Así que quieres trascender
- 06/02/2015
Ayer me topé con unos cuentos que escribí a los dieciséis.
Debido a las “e” rellenas de tinta, las hojas mecanografiadas parecen estar repletas de espinillas, tal como debo haberlo estado yo. Parece la metáfora adecuada, un adolescente típico representado por unas historias del montón.
Y sin embargo, esas páginas tal vez sean las más puras y felices que he plasmado.
Cuando las escribí sabía que su destino sería un cajón. En mi mente no aparecían, ni de lejos, las imágenes de algún lector posible, de un editor que seducir, de ese académico que no hay que defraudar, toda la fauna esperable de aquello que acertadamente se llama “circuito”, porque todo circuito se muerde la cola.
Algo similar me ocurrió cuando empecé a escribir anuncios en una agencia de publicidad.
El Perú era un territorio enclaustrado. El impuesto para salir del país era de 100 dólares y un chico como yo ganaba 20. No había artículos importados que comprar y hasta la publicidad que se emitía tenía que haber sido grabada aquí. Los concursos de reconocimiento eran un territorio mítico que le abría sus puertas a otros y, sin embargo, recuerdo que mis compañeros y yo trabajábamos contentos: la gran premiación de cada día consistía en haber logrado una buena idea. Todo eso empezó a cambiar cuando asomaron los festivales publicitarios: la generación de redactores y directores de arte de aquellos años se hizo adicta al podio y, lamentablemente, eso ha continuado hasta hoy. La realización personal ya no descansaba en lo que uno podía lograr, sino en lo que los demás pensaban que uno había logrado.

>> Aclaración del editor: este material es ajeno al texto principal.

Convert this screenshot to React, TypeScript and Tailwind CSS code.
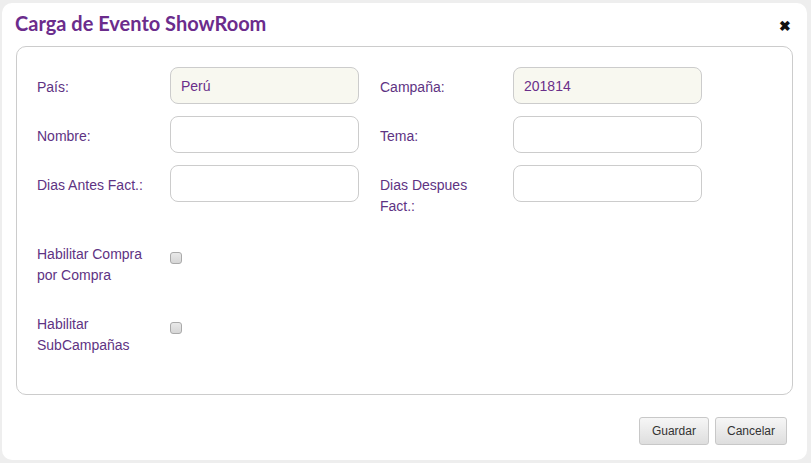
import { useState } from 'react';

function Field({ label, value = '', readOnly = false }: { label: string; value?: string; readOnly?: boolean }) {
    const [val, setVal] = useState(value);
    return (
        <div className="flex items-start">
            <label className="w-[133px] shrink-0 pt-[10px] leading-[21px] pr-2">{label}</label>
            <input
                type="text"
                value={val}
                readOnly={readOnly}
                onChange={(e) => setVal(e.target.value)}
                className={`w-[189px] h-[37px] rounded-[8px] border border-[#cccccc] px-[10px] text-[14px] text-[#6a2f8a] outline-none ${readOnly ? 'bg-[#f8f8f0]' : 'bg-white'}`}
            />
        </div>
    );
}

function CheckRow({ label }: { label: string }) {
    return (
        <div className="flex items-start">
            <label className="w-[133px] shrink-0 leading-[21px] pr-2">{label}</label>
            <span className="mt-[8px] w-[12px] h-[12px] rounded-[3px] border border-[#aaaaaa] bg-gradient-to-b from-[#e9e9e9] to-[#d6d6d6]" />
        </div>
    );
}

export default function App() {
    return (
        <div className="w-[811px] h-[463px] bg-[#eeeeee] relative overflow-hidden" style={{ fontFamily: '"Liberation Sans", Arial, sans-serif' }}>
            <div className="absolute left-[2px] top-[3px] w-[805px] h-[457px] bg-white rounded-[10px] flex flex-col">
                {/* Header */}
                <div className="flex items-center justify-between h-[38px] pl-[13px] pr-[16px] pt-[2px]">
                    <h2 className="text-[20px] font-bold text-[#6b2c8c]" style={{ fontFamily: 'Lato, "Noto Sans", sans-serif' }}>
                        Carga de Evento ShowRoom
                    </h2>
                    <span className="text-[14px] text-[#111] font-bold leading-none mt-[5px]">✖</span>
                </div>

                {/* Body panel */}
                <div className="mx-[14px] mt-[5px] h-[349px] border border-[#cccccc] rounded-[10px] pl-[20px] pt-[20px] text-[14px] text-[#5e3383]">
                    <div className="grid grid-cols-[343px_343px] gap-y-[12px]">
                        <Field label="País:" value="Perú" readOnly />
                        <Field label="Campaña:" value="201814" readOnly />
                        <Field label="Nombre:" />
                        <Field label="Tema:" />
                        <Field label="Dias Antes Fact.:" />
                        <Field label="Dias Despues Fact.:" />
                    </div>
                    <div className="mt-[27px] flex flex-col gap-[28px]">
                        <CheckRow label="Habilitar Compra por Compra" />
                        <CheckRow label="Habilitar SubCampañas" />
                    </div>
                </div>

                {/* Footer */}
                <div className="flex justify-end gap-[6px] pr-[20px] mt-[22px]">
                    <button className="h-[28px] px-[12px] rounded-[3px] border border-[#c8c8c8] bg-gradient-to-b from-[#f6f6f6] to-[#dedede] text-[12px] text-[#333]">
                        Guardar
                    </button>
                    <button className="h-[28px] px-[11px] rounded-[3px] border border-[#c8c8c8] bg-gradient-to-b from-[#f6f6f6] to-[#dedede] text-[12px] text-[#333]">
                        Cancelar
                    </button>
                </div>
            </div>
        </div>
    );
}
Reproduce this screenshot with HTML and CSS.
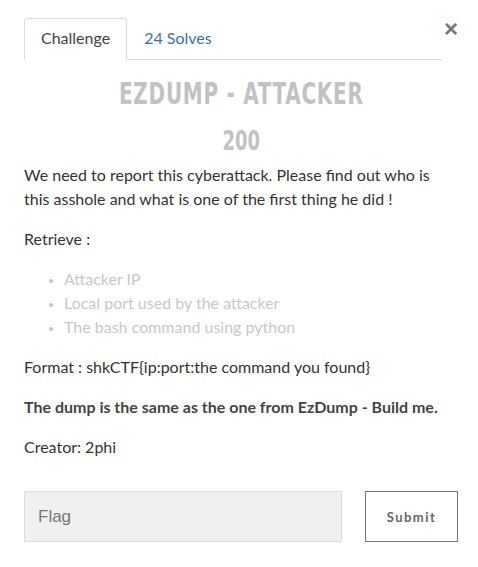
FILE: index.html
```html
<!DOCTYPE html>
<html>

	<head>
		<meta charset="UTF-8">
		<title>EzDump - Attacker</title>
		<link rel="stylesheet" href="styles.css">
	</head>

	<body>
		<div class="modal">
			<div class="head">
				<ul class="tabs">
					<li class="tab active">Challenge</li>
					<li class="tab"><a href="#">24 Solves</a></li>
				</ul>
				<button class="close">&times;</button>
			</div>
			<h2 class="title"><span>EZDUMP - ATTACKER</span></h2>
			<h3 class="value"><span>200</span></h3>
			<div class="desc">
				<p>We need to report this cyberattack. Please find out who is this asshole and what is one of the first thing he did !</p>
				<p>Retrieve :</p>
				<ul class="list">
					<li>Attacker IP</li>
					<li>Local port used by the attacker</li>
					<li>The bash command using python</li>
				</ul>
				<p>Format : shkCTF{ip:port:the command you found}</p>
				<p><strong>The dump is the same as the one from EzDump - Build me.</strong></p>
				<p>Creator: 2phi</p>
			</div>
			<form class="submit-row">
				<input class="flag" type="text" placeholder="Flag">
				<button class="btn" type="button">Submit</button>
			</form>
		</div>
	</body>

</html>
```

FILE: styles.css
```css
body,
p,
ul,
h2,
h3 {
	margin: 0;
	padding: 0;
}

body {
	background: #ffffff;
	font: 16px/24px "Lato", "Open Sans", sans-serif;
	color: #333333;
}

.modal {
	padding: 18px 20px 0 24px;
}

.head {
	display: flex;
	align-items: flex-start;
}

.tabs {
	flex: 1;
	display: flex;
	list-style: none;
	border-bottom: 1px solid #dddddd;
	margin-right: 2px;
}

.tab {
	padding: 7px 16px 9px;
	height: 24px;
	border: 1px solid transparent;
	border-radius: 4px 4px 0 0;
	margin-bottom: -1px;
}

.tab.active {
	border-color: #dddddd;
	border-bottom-color: #ffffff;
	color: #444444;
}

.tab a {
	color: #3a72a8;
	text-decoration: none;
}

.close {
	border: 0;
	background: none;
	padding: 0;
	margin-top: 1px;
	font: bold 24px/20px "Liberation Sans", sans-serif;
	color: #777777;
}

.title,
.value {
	text-align: center;
	font-family: "DejaVu Sans Condensed", sans-serif;
	font-weight: bold;
	color: #c2c2c2;
}

.title span,
.value span {
	display: inline-block;
	transform: scaleX(0.74);
}

.title {
	margin-top: 16px;
	font-size: 30px;
	line-height: 36px;
	letter-spacing: 1px;
}

.value {
	margin-top: 13px;
	font-size: 27px;
	line-height: 32px;
}

.desc {
	margin-top: 6px;
	padding-right: 12px;
}

.desc p,
.list {
	margin-bottom: 16px;
}

.list {
	padding-left: 40px;
	color: #c8c8c8;
}

.list li::marker {
	font-size: 13px;
}

.desc strong {
	color: #444444;
}

.submit-row {
	display: flex;
	justify-content: space-between;
	margin-top: 32px;
}

.flag {
	width: 318px;
	height: 51px;
	box-sizing: border-box;
	padding: 0 13px;
	background: #f0f0f0;
	border: 1px solid #dcdcdc;
	font: 17px "Liberation Sans", sans-serif;
	color: #555555;
}

.flag::placeholder {
	color: #777777;
}

.btn {
	width: 93px;
	height: 51px;
	background: #ffffff;
	border: 1px solid #777777;
	font: bold 13px "Lato", sans-serif;
	letter-spacing: 1.5px;
	color: #666666;
}
```
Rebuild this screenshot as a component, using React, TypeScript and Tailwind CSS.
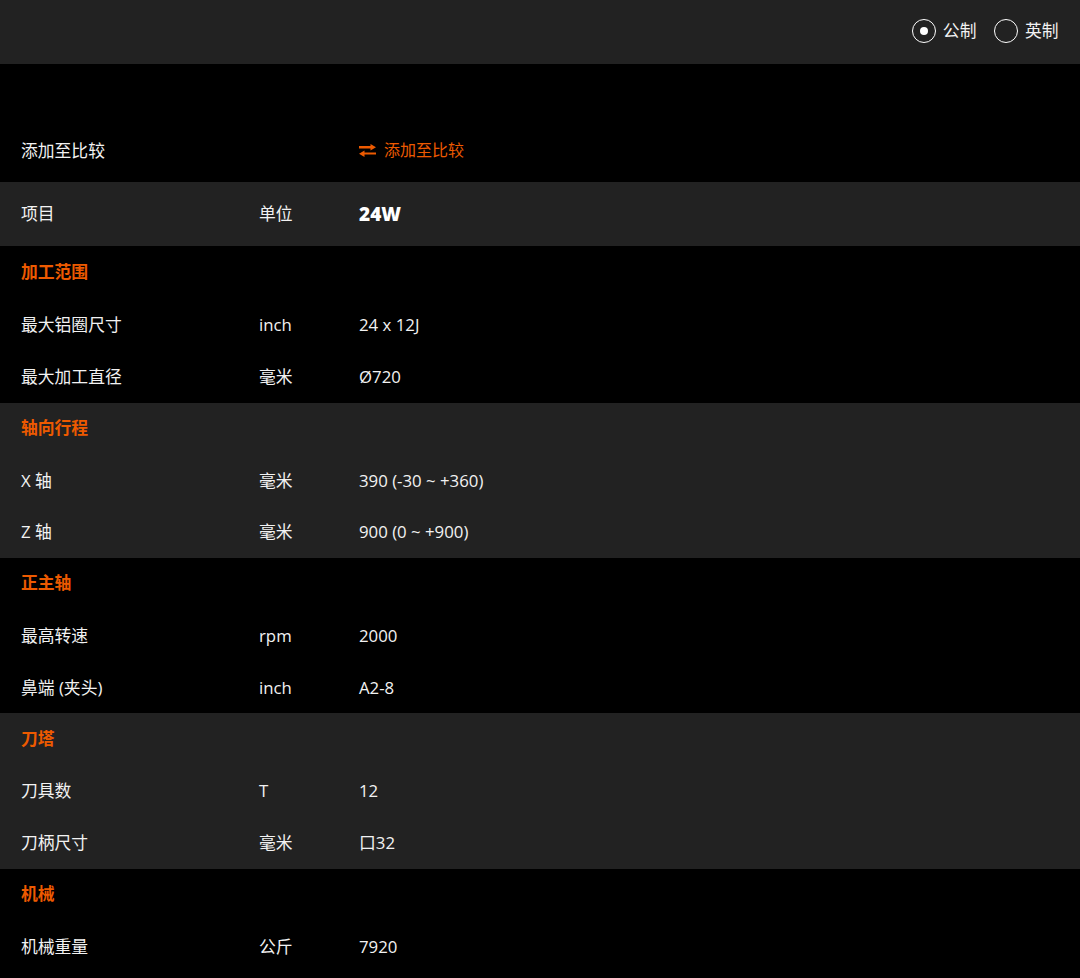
import React from 'react';

interface SpecRow {
  label: string;
  unit: string;
  value: string;
}

interface SpecGroup {
  title: string;
  dark: boolean;
  rows: SpecRow[];
}

const groups: SpecGroup[] = [
  {
    title: '加工范围',
    dark: false,
    rows: [
      { label: '最大铝圈尺寸', unit: 'inch', value: '24 x 12J' },
      { label: '最大加工直径', unit: '毫米', value: 'Ø720' },
    ],
  },
  {
    title: '轴向行程',
    dark: true,
    rows: [
      { label: 'X 轴', unit: '毫米', value: '390 (-30 ~ +360)' },
      { label: 'Z 轴', unit: '毫米', value: '900 (0 ~ +900)' },
    ],
  },
  {
    title: '正主轴',
    dark: false,
    rows: [
      { label: '最高转速', unit: 'rpm', value: '2000' },
      { label: '鼻端 (夹头)', unit: 'inch', value: 'A2-8' },
    ],
  },
  {
    title: '刀塔',
    dark: true,
    rows: [
      { label: '刀具数', unit: 'T', value: '12' },
      { label: '刀柄尺寸', unit: '毫米', value: '口32' },
    ],
  },
  {
    title: '机械',
    dark: false,
    rows: [{ label: '机械重量', unit: '公斤', value: '7920' }],
  },
];

const Radio = ({ label, checked }: { label: string; checked?: boolean }) => (
  <div className="flex items-center gap-[6.5px]">
    <span className="flex h-6 w-6 items-center justify-center rounded-full border border-white">
      {checked && <span className="h-2 w-2 rounded-full bg-white" />}
    </span>
    <span>{label}</span>
  </div>
);

// two opposed arrows, same as the compare link
const ExchangeIcon = () => (
  <svg viewBox="0 0 17 13" className="h-[13px] w-[17px] fill-current">
    <path d="M0 2h11.5V0L17 3.2l-5.5 3.2v-2H0z" />
    <path d="M17 10.6H5.5V13L0 9.8l5.5-3.2v2H17z" />
  </svg>
);

const App = () => {
  return (
    <div className="h-[978px] overflow-hidden bg-black text-[16.8px] text-[#f2f2f2] [font-family:'Open_Sans','Noto_Sans_CJK_SC',sans-serif]">
      <div className="flex h-16 items-center justify-end gap-[18px] bg-[#222222] pr-[21.5px] pb-[2px]">
        <Radio label="公制" checked />
        <Radio label="英制" />
      </div>

      <div className="mt-[54px] flex h-16 items-center pl-[21px]">
        <div className="w-[338px] pt-[1px]">添加至比较</div>
        <div className="flex items-center gap-2 text-[16px] text-[#ed5a00]">
          <ExchangeIcon />
          <span>添加至比较</span>
        </div>
      </div>

      <div className="flex h-16 items-center bg-[#222222] pl-[21px]">
        <div className="w-[238px]">项目</div>
        <div className="w-[100px]">单位</div>
        <div className="text-[19px] font-extrabold text-white">24W</div>
      </div>

      <div className="pt-[1.2px]">
        {groups.map(group => (
          <div key={group.title} className={group.dark ? 'bg-[#222222]' : 'bg-black'}>
            <div className="flex h-[51.8px] items-center pb-[2px] pl-[21px] font-bold text-[#ed5a00]">{group.title}</div>
            {group.rows.map(row => (
              <div key={row.label} className="flex h-[51.8px] items-center pl-[21px]">
                <div className="w-[238px]">{row.label}</div>
                <div className="w-[100px]">{row.unit}</div>
                <div>{row.value}</div>
              </div>
            ))}
          </div>
        ))}
      </div>
    </div>
  );
};

export default App;
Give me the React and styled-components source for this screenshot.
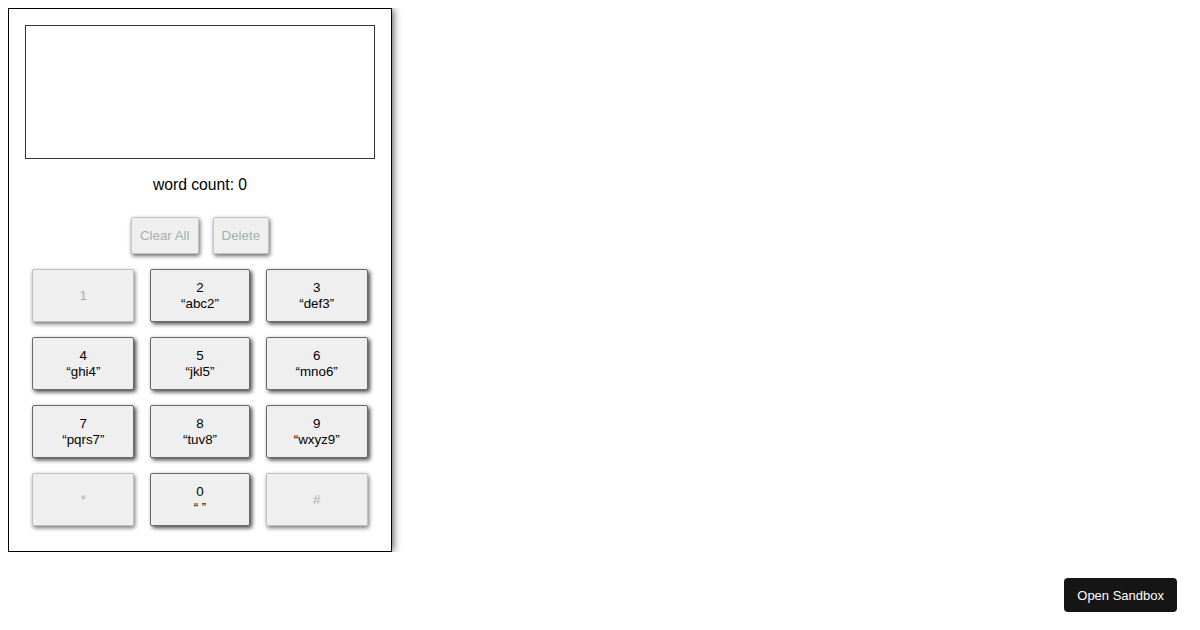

Obviamente, hay que ser un idiota en un gremio autorreferencial para buscar trascender a través de la publicidad y yo, en una época, llegué a ser ese idiota.
Sin embargo, con el tiempo, me di cuenta de que pretender hacerlo a partir de la literatura o de cualquier otra disciplina es también ingenuo.
Hace tres o cuatro décadas Luis Felipe Angell era uno de los peruanos más leídos y celebrados por sus compatriotas, pero hoy sería más fácil encontrar un chino pecoso que a un veinteañero que sepa de él. Cuando Manuel Scorza falleció en un accidente aéreo, su nombre pareció remontarse a la altura de las leyendas. Pero, ¿se le recuerda acaso en las escuelas? Nos ha tocado una sociedad que produce tanto contenido todos los días, que es inevitable que la nueva marea desplace a la anterior. Hace tres semanas es probable que el perfil de Facebook de muchos lectores de este espacio proclamara “Je suis Charlie”. Yo les preguntaría: ¿han hablado de esa matanza hoy con sus amigos? Lo mismo se aplica a Urresti, a Nadine Heredia, a todos aquellos que hoy pueblan las portadas y que en secreto piden no ser desterrados de ellas. No hay mejor manera de sorber el tuétano de cada día que recordando que en cualquier momento podemos morir. No hay mejor manera de quitarse la angustia de ser reconocido que dar por hecho que serás olvidado.
A mí solo me van a recordar mis hijas y, quién sabe, tal vez sus hijos.
Esta es una de las certezas más liberadoras que he tenido en mi vida.